経営学は、「企業」の目線から研究することが前提になる。企業の実践に役立ってなんぼのものだ。それに対して社会学は、「社会」の側からの目線が前提となる。(両方とも、そうではない研究者もいることは重々承知している、あくまでも原則でありトレンドとしての話だ)
問題は「社会」とは何なのかということだろう。ここで「社会」=「企業」と置き換えてしまったら、社会学のプリンシプルとしての意義はなくなる。また「社会」=「経済(マクロ)」と見ると、これまた社会学の意義はなくなってしまうから、社会学は「企業(ミクロ経済)」でも「マクロ経済」でもない何者かであることになる。
ブログで理論的な話を長々とするつもりはないので、簡単な例をあげる。マクロ経済統計の代表指標GDPを考えてみよう。
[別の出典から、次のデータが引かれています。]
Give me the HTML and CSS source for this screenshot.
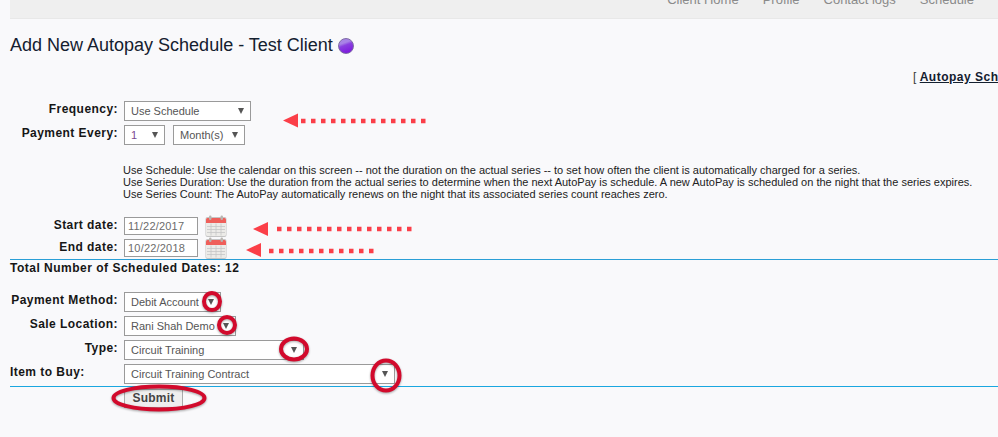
FILE: index.html
```html
<!DOCTYPE html>
<html lang="en">
<head>
<meta charset="utf-8">
<title>Add New Autopay Schedule</title>
<link rel="stylesheet" href="styles.css">
</head>
<body>
<div class="page">
  <header class="topbar">
    <nav class="nav">
      <a>Client Home</a><a>Profile</a><a>Contact logs</a><a>Schedule</a>
    </nav>
  </header>
  <main class="content">
    <h1 class="title">Add New Autopay Schedule - Test Client<span class="orb"></span></h1>
    <div class="crumb">[ <a>Autopay Schedules</a> ]</div>

    <div class="row first">
      <label class="lab">Frequency:</label>
      <span class="sel w127">Use Schedule<i></i></span>
    </div>
    <div class="row">
      <label class="lab">Payment Every:</label>
      <span class="sel w41 purple">1<i></i></span>
      <span class="sel w72 gap">Month(s)<i></i></span>
    </div>

    <div class="help">
      <div>Use Schedule: Use the calendar on this screen -- not the duration on the actual series -- to set how often the client is automatically charged for a series.</div>
      <div>Use Series Duration: Use the duration from the actual series to determine when the next AutoPay is schedule. A new AutoPay is scheduled on the night that the series expires.</div>
      <div>Use Series Count: The AutoPay automatically renews on the night that its associated series count reaches zero.</div>
    </div>

    <div class="row date">
      <label class="lab">Start date:</label>
      <span class="inp">11/22/2017</span>
      <svg class="cal" viewBox="0 0 24 24"><use href="#calendar"/></svg>
    </div>
    <div class="row date second">
      <label class="lab">End date:</label>
      <span class="inp">10/22/2018</span>
      <svg class="cal" viewBox="0 0 24 24"><use href="#calendar"/></svg>
    </div>
    <div class="total">Total Number of Scheduled Dates: 12</div>

    <div class="row method">
      <label class="lab">Payment Method:</label>
      <span class="sel w97">Debit Account<i></i></span>
    </div>
    <div class="row">
      <label class="lab">Sale Location:</label>
      <span class="sel w112">Rani Shah Demo<i></i></span>
    </div>
    <div class="row">
      <label class="lab">Type:</label>
      <span class="sel w180">Circuit Training<i></i></span>
    </div>
    <div class="row last">
      <label class="lab left">Item to Buy:</label>
      <span class="sel w271">Circuit Training Contract<i></i></span>
    </div>
    <div class="actions"><button class="submit" type="button">Submit</button></div>
  </main>

  <svg class="marks" width="998" height="437" viewBox="0 0 998 437">
    <defs>
      <g id="calendar">
        <rect x="1.500" y="3" width="21" height="20" rx="2" fill="#c4c4c4"/>
        <rect x="2" y="4" width="20" height="18" rx="1.500" fill="#ecebe8"/>
        <path d="M2 9V5.500A1.500 1.500 0 0 1 3.500 4h17A1.500 1.500 0 0 1 22 5.500V9Z" fill="#ef5f5a"/>
        <path d="M3 12.500H21M3 15.500H21M3 18.500H21M7 9.500V21.500M12 9.500V21.500M17 9.500V21.500" stroke="#c6c6c6" stroke-width=".8" fill="none"/>
        <rect x="5" y="1.500" width="2.500" height="4.500" rx="1.200" fill="#b9b5b0"/>
        <rect x="16.500" y="1.500" width="2.500" height="4.500" rx="1.200" fill="#b9b5b0"/>
      </g>
    </defs>
    <g fill="#fb3f48">
      <path d="M283 120.500 298 113.500V127.500Z"/>
      <path d="M253 229 268 222V236Z"/>
      <path d="M246 250 261 243V257Z"/>
    </g>
    <g fill="none" stroke="#fb3f48" stroke-width="4.500" stroke-dasharray="4.500 5.500">
      <path d="M301 121H427"/>
      <path d="M277 229H412"/>
      <path d="M269 251H374"/>
    </g>
    <g class="rings" fill="none" stroke="#d20a2c" stroke-width="4">
      <ellipse cx="212" cy="301.500" rx="8" ry="8.500"/>
      <ellipse cx="227" cy="325" rx="8" ry="8"/>
      <ellipse cx="294" cy="349" rx="13" ry="10.500"/>
      <ellipse cx="386" cy="375.500" rx="13.500" ry="15"/>
      <ellipse cx="159" cy="398" rx="45.500" ry="11.500"/>
    </g>
  </svg>
</div>
</body>
</html>
```

FILE: styles.css
```css
* { box-sizing: border-box; }
html, body { margin: 0; padding: 0; }
body {
  background: #f9f9fb;
  font-family: "Liberation Sans", Arial, sans-serif;
  color: #1a1a1a;
  width: 998px;
  height: 437px;
  overflow: hidden;
}
.page { position: relative; width: 998px; height: 437px; overflow: hidden; }

.topbar {
  margin-left: 10px;
  height: 19px;
  background: #efefef;
  border-bottom: 1px solid #e8e8e8;
  overflow: hidden;
}
.nav {
  display: flex;
  justify-content: flex-end;
  gap: 24px;
  padding-right: 24px;
  margin-top: -8px;
  font-size: 13px;
  line-height: 15px;
  color: #8a8a8a;
}

.content { padding-left: 10px; }

.title {
  margin: 16px 0 0;
  font-size: 18px;
  font-weight: 400;
  line-height: 21px;
  color: #14202f;
  display: flex;
  align-items: center;
  gap: 5px;
  white-space: pre;
}
.orb {
  width: 16px;
  height: 16px;
  border-radius: 50%;
  background: linear-gradient(160deg, #a883e6 0 30%, #8a3fe0 45%, #7a10dc 100%);
  border: 1px solid #7d6aa5;
}

.crumb {
  margin-top: 14px;
  white-space: nowrap;
  padding-left: 903px;
  font-size: 12px;
  font-weight: 400;
  line-height: 14px;
  color: #3a3a3a;
  width: 1200px;
}
.crumb a { font-weight: 700; text-decoration: underline; color: #14202f; letter-spacing: .5px; }

.row { display: flex; align-items: flex-start; height: 20px; margin-top: 4px; }
.row.first { margin-top: 17px; }
.lab {
  width: 108px;
  margin-right: 6px;
  padding-top: 1px;
  text-align: right;
  font-size: 12px;
  font-weight: 700;
  line-height: 14px;
  letter-spacing: .45px;
  white-space: nowrap;
  color: #161616;
  flex: none;
}
.lab.left { text-align: left; }

.sel {
  position: relative;
  display: block;
  height: 20px;
  border: 1px solid #9a9a9a;
  background: #fff;
  padding-left: 6px;
  font-size: 11px;
  line-height: 18px;
  color: #555;
  white-space: nowrap;
  flex: none;
}
.sel i {
  position: absolute;
  right: 6px;
  top: 6px;
  width: 0;
  height: 0;
  border-left: 3px solid transparent;
  border-right: 3px solid transparent;
  border-top: 6px solid #555;
}
.purple { color: #7a4a90; }
.gap { margin-left: 8px; }
.w127 { width: 127px; }
.w41 { width: 41px; }
.w72 { width: 72px; }
.w97 { width: 97px; }
.w112 { width: 112px; }
.w180 { width: 180px; }
.w271 { width: 271px; }

.help {
  margin: 19px 0 0 113px;
  font-size: 11px;
  line-height: 12px;
  color: #222;
  white-space: nowrap;
}

.row.date { margin-top: 17px; height: 22px; }
.row.date.second { margin-top: 0; height: 20px; }
.inp {
  display: block;
  width: 74px;
  height: 18px;
  border: 1px solid #9a9a9a;
  background: #fff;
  padding-left: 3px;
  font-size: 11px;
  line-height: 16px;
  letter-spacing: .2px;
  color: #6c6c6c;
  flex: none;
}
.cal { width: 24px; height: 24px; margin: -3px 0 0 6px; flex: none; overflow: visible; }

.total {
  margin-top: 0;
  padding-top: 1px;
  border-top: 1px solid #2a9fd6;
  margin-right: -10px;
  font-size: 12px;
  font-weight: 700;
  line-height: 15px;
  letter-spacing: .5px;
  color: #161616;
  height: 33px;
}
.row.method { margin-top: 0; }
.row.last { margin-bottom: 2px; }

.actions { border-top: 1px solid #1aa7e0; padding: 2px 0 0 114px; margin-right: -10px; }
.submit {
  display: block;
  width: 59px;
  height: 19px;
  padding: 0;
  border: 1px solid #aaa;
  background: #efefef;
  font: 700 12px/17px "Liberation Sans", Arial, sans-serif;
  letter-spacing: .2px;
  color: #444;
}

.marks { position: absolute; left: 0; top: 0; pointer-events: none; }
.rings { filter: drop-shadow(0 1px 1px rgba(0, 0, 0, .35)); }
```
この指標には、たとえば家事労働という重要な変数が含まれていない。どれくらい付加価値をもたらすか数値に換算できないからだ。しかし家事労働が一国の経済活動を支えていることも確かなのだ。こういうシャドウワークの部分を、たとえば社会学は射程範囲に入れる。そういう重要性がある。
社会を成りたたせている価値観の問題も社会学の射程範囲だ。経営学や経済学では、計量分析が主流なので価値観の問題は「文化」として片付けてしまいがちだが、実際には、それが選挙を動かし、職場に影響をあたえ、マクロにみても経済を動かす原動力になる。マックス・ウェーバーの古典『プロテスタンティズムの倫理と資本
主義の精神』を一度でも読んだことがある人なら、そのことを感動をもって知っているだろう。
しかし実際には、経営学と社会学はだんだん乖離するようになった。経営学が成功事例を取り扱う傾向があるのに対し、社会学は失敗事例にフォーカスし、企業のマネジメントに批判的な分析をすることが多い。さらにいえば、社会学は、ジャーナリズム的なところがあって「社会」の事件=問題部分に焦点をあてて、ジャーナリズムよりも原理原則的な分析をする癖がある。そこに社会学の「社会的」意義もあるのだが、経営学の目線とはますます乖離していくばかりだ。同じ企業を扱っても、まったく別の顔を描く二人の画家のようだ。
学問の客観性とは何か。デズモンドとジム・ホールを聴きながら、あらためてそんなことを想う。